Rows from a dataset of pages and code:
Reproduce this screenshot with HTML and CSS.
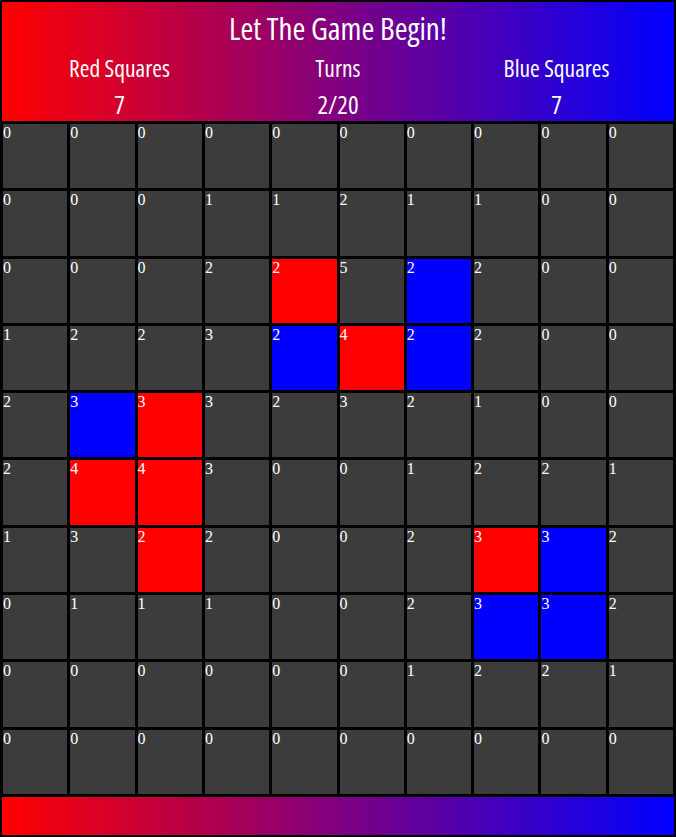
FILE: index.html
```html
<!DOCTYPE html>
<html>
<head>
<meta charset="utf-8">
<link rel="stylesheet" href="styles.css">
</head>
<body>
<header class="top">
  <h1 class="title">Let The Game Begin!</h1>
  <div class="stats">
    <div class="stat"><div class="label">Red Squares</div><div class="value">7</div></div>
    <div class="stat"><div class="label">Turns</div><div class="value">2/20</div></div>
    <div class="stat"><div class="label">Blue Squares</div><div class="value">7</div></div>
  </div>
</header>
<main class="board">
  <div class="cell">0</div><div class="cell">0</div><div class="cell">0</div><div class="cell">0</div><div class="cell">0</div><div class="cell">0</div><div class="cell">0</div><div class="cell">0</div><div class="cell">0</div><div class="cell">0</div>
  <div class="cell">0</div><div class="cell">0</div><div class="cell">0</div><div class="cell">1</div><div class="cell">1</div><div class="cell">2</div><div class="cell">1</div><div class="cell">1</div><div class="cell">0</div><div class="cell">0</div>
  <div class="cell">0</div><div class="cell">0</div><div class="cell">0</div><div class="cell">2</div><div class="cell red">2</div><div class="cell">5</div><div class="cell blue">2</div><div class="cell">2</div><div class="cell">0</div><div class="cell">0</div>
  <div class="cell">1</div><div class="cell">2</div><div class="cell">2</div><div class="cell">3</div><div class="cell blue">2</div><div class="cell red">4</div><div class="cell blue">2</div><div class="cell">2</div><div class="cell">0</div><div class="cell">0</div>
  <div class="cell">2</div><div class="cell blue">3</div><div class="cell red">3</div><div class="cell">3</div><div class="cell">2</div><div class="cell">3</div><div class="cell">2</div><div class="cell">1</div><div class="cell">0</div><div class="cell">0</div>
  <div class="cell">2</div><div class="cell red">4</div><div class="cell red">4</div><div class="cell">3</div><div class="cell">0</div><div class="cell">0</div><div class="cell">1</div><div class="cell">2</div><div class="cell">2</div><div class="cell">1</div>
  <div class="cell">1</div><div class="cell">3</div><div class="cell red">2</div><div class="cell">2</div><div class="cell">0</div><div class="cell">0</div><div class="cell">2</div><div class="cell red">3</div><div class="cell blue">3</div><div class="cell">2</div>
  <div class="cell">0</div><div class="cell">1</div><div class="cell">1</div><div class="cell">1</div><div class="cell">0</div><div class="cell">0</div><div class="cell">2</div><div class="cell blue">3</div><div class="cell blue">3</div><div class="cell">2</div>
  <div class="cell">0</div><div class="cell">0</div><div class="cell">0</div><div class="cell">0</div><div class="cell">0</div><div class="cell">0</div><div class="cell">1</div><div class="cell">2</div><div class="cell">2</div><div class="cell">1</div>
  <div class="cell">0</div><div class="cell">0</div><div class="cell">0</div><div class="cell">0</div><div class="cell">0</div><div class="cell">0</div><div class="cell">0</div><div class="cell">0</div><div class="cell">0</div><div class="cell">0</div>
</main>
<footer class="bottom"></footer>
</body>
</html>
```

FILE: styles.css
```css
html, body {
  margin: 0;
  padding: 0;
  background: #000;
}
body {
  width: 676px;
  height: 837px;
  overflow: hidden;
}
.top {
  margin: 2px 2px 0 2px;
  height: 119px;
  background: linear-gradient(to right, #ff0000, #0000ff);
  color: #fff;
  font-family: "Open Sans", sans-serif;
  font-stretch: condensed;
  font-weight: 500;
  text-align: center;
  display: flex;
  flex-direction: column;
  align-items: center;
}
.title {
  margin: 0;
  font-size: 31px;
  font-weight: 500;
  line-height: 31px;
  padding-top: 10.5px;
}
.stats {
  display: grid;
  grid-template-columns: repeat(3, 218.5px);
  margin-top: 13.5px;
}
.label {
  font-size: 23.5px;
  line-height: 23.5px;
}
.value {
  font-size: 25px;
  line-height: 25px;
  margin-top: 11px;
}
.board {
  display: grid;
  grid-template-columns: repeat(10, 1fr);
  grid-auto-rows: 64.3px;
  gap: 3px;
  padding: 3px 3px 0 3px;
}
.cell {
  background: #3c3c3c;
  color: #fff;
  font-family: "Liberation Serif", "Times New Roman", serif;
  font-size: 16px;
  line-height: 1;
  padding-top: 1px;
}
.cell.red { background: #ff0000; }
.cell.blue { background: #0000ff; }
.bottom {
  margin: 3px 2px 0 2px;
  height: 38px;
  background: linear-gradient(to right, #ff0000, #0000ff);
}
```
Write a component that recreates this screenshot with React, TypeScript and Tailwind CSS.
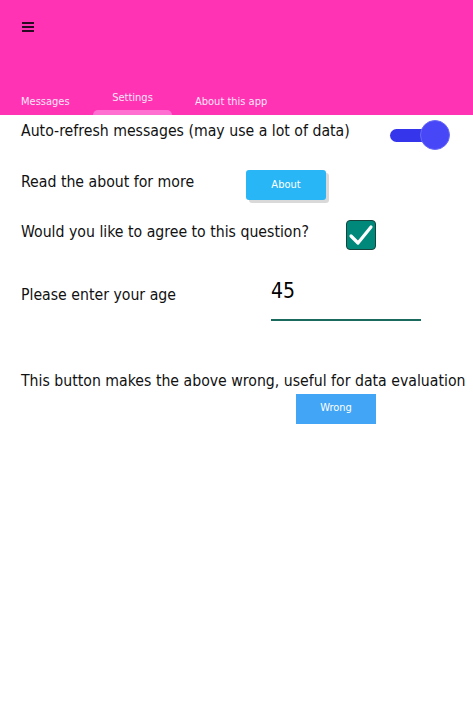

*WHAT YOU NEED TO DO*
Repeat each entry exactly as given; no pictures belong in the copy.

*RESULT FOR THIS TASK*
Reproduce this screenshot with HTML and CSS.
FILE: index.html
```html
<!DOCTYPE html>
<html>
<head>
<meta charset="utf-8">
<link rel="stylesheet" href="styles.css">
</head>
<body>
<header class="top">
  <h1 class="title">Let The Game Begin!</h1>
  <div class="stats">
    <div class="stat"><div class="label">Red Squares</div><div class="value">7</div></div>
    <div class="stat"><div class="label">Turns</div><div class="value">2/20</div></div>
    <div class="stat"><div class="label">Blue Squares</div><div class="value">7</div></div>
  </div>
</header>
<main class="board">
  <div class="cell">0</div><div class="cell">0</div><div class="cell">0</div><div class="cell">0</div><div class="cell">0</div><div class="cell">0</div><div class="cell">0</div><div class="cell">0</div><div class="cell">0</div><div class="cell">0</div>
  <div class="cell">0</div><div class="cell">0</div><div class="cell">0</div><div class="cell">1</div><div class="cell">1</div><div class="cell">2</div><div class="cell">1</div><div class="cell">1</div><div class="cell">0</div><div class="cell">0</div>
  <div class="cell">0</div><div class="cell">0</div><div class="cell">0</div><div class="cell">2</div><div class="cell red">2</div><div class="cell">5</div><div class="cell blue">2</div><div class="cell">2</div><div class="cell">0</div><div class="cell">0</div>
  <div class="cell">1</div><div class="cell">2</div><div class="cell">2</div><div class="cell">3</div><div class="cell blue">2</div><div class="cell red">4</div><div class="cell blue">2</div><div class="cell">2</div><div class="cell">0</div><div class="cell">0</div>
  <div class="cell">2</div><div class="cell blue">3</div><div class="cell red">3</div><div class="cell">3</div><div class="cell">2</div><div class="cell">3</div><div class="cell">2</div><div class="cell">1</div><div class="cell">0</div><div class="cell">0</div>
  <div class="cell">2</div><div class="cell red">4</div><div class="cell red">4</div><div class="cell">3</div><div class="cell">0</div><div class="cell">0</div><div class="cell">1</div><div class="cell">2</div><div class="cell">2</div><div class="cell">1</div>
  <div class="cell">1</div><div class="cell">3</div><div class="cell red">2</div><div class="cell">2</div><div class="cell">0</div><div class="cell">0</div><div class="cell">2</div><div class="cell red">3</div><div class="cell blue">3</div><div class="cell">2</div>
  <div class="cell">0</div><div class="cell">1</div><div class="cell">1</div><div class="cell">1</div><div class="cell">0</div><div class="cell">0</div><div class="cell">2</div><div class="cell blue">3</div><div class="cell blue">3</div><div class="cell">2</div>
  <div class="cell">0</div><div class="cell">0</div><div class="cell">0</div><div class="cell">0</div><div class="cell">0</div><div class="cell">0</div><div class="cell">1</div><div class="cell">2</div><div class="cell">2</div><div class="cell">1</div>
  <div class="cell">0</div><div class="cell">0</div><div class="cell">0</div><div class="cell">0</div><div class="cell">0</div><div class="cell">0</div><div class="cell">0</div><div class="cell">0</div><div class="cell">0</div><div class="cell">0</div>
</main>
<footer class="bottom"></footer>
</body>
</html>
```

FILE: styles.css
```css
html, body {
  margin: 0;
  padding: 0;
  background: #000;
}
body {
  width: 676px;
  height: 837px;
  overflow: hidden;
}
.top {
  margin: 2px 2px 0 2px;
  height: 119px;
  background: linear-gradient(to right, #ff0000, #0000ff);
  color: #fff;
  font-family: "Open Sans", sans-serif;
  font-stretch: condensed;
  font-weight: 500;
  text-align: center;
  display: flex;
  flex-direction: column;
  align-items: center;
}
.title {
  margin: 0;
  font-size: 31px;
  font-weight: 500;
  line-height: 31px;
  padding-top: 10.5px;
}
.stats {
  display: grid;
  grid-template-columns: repeat(3, 218.5px);
  margin-top: 13.5px;
}
.label {
  font-size: 23.5px;
  line-height: 23.5px;
}
.value {
  font-size: 25px;
  line-height: 25px;
  margin-top: 11px;
}
.board {
  display: grid;
  grid-template-columns: repeat(10, 1fr);
  grid-auto-rows: 64.3px;
  gap: 3px;
  padding: 3px 3px 0 3px;
}
.cell {
  background: #3c3c3c;
  color: #fff;
  font-family: "Liberation Serif", "Times New Roman", serif;
  font-size: 16px;
  line-height: 1;
  padding-top: 1px;
}
.cell.red { background: #ff0000; }
.cell.blue { background: #0000ff; }
.bottom {
  margin: 3px 2px 0 2px;
  height: 38px;
  background: linear-gradient(to right, #ff0000, #0000ff);
}
```
Write a component that recreates this screenshot with React, TypeScript and Tailwind CSS.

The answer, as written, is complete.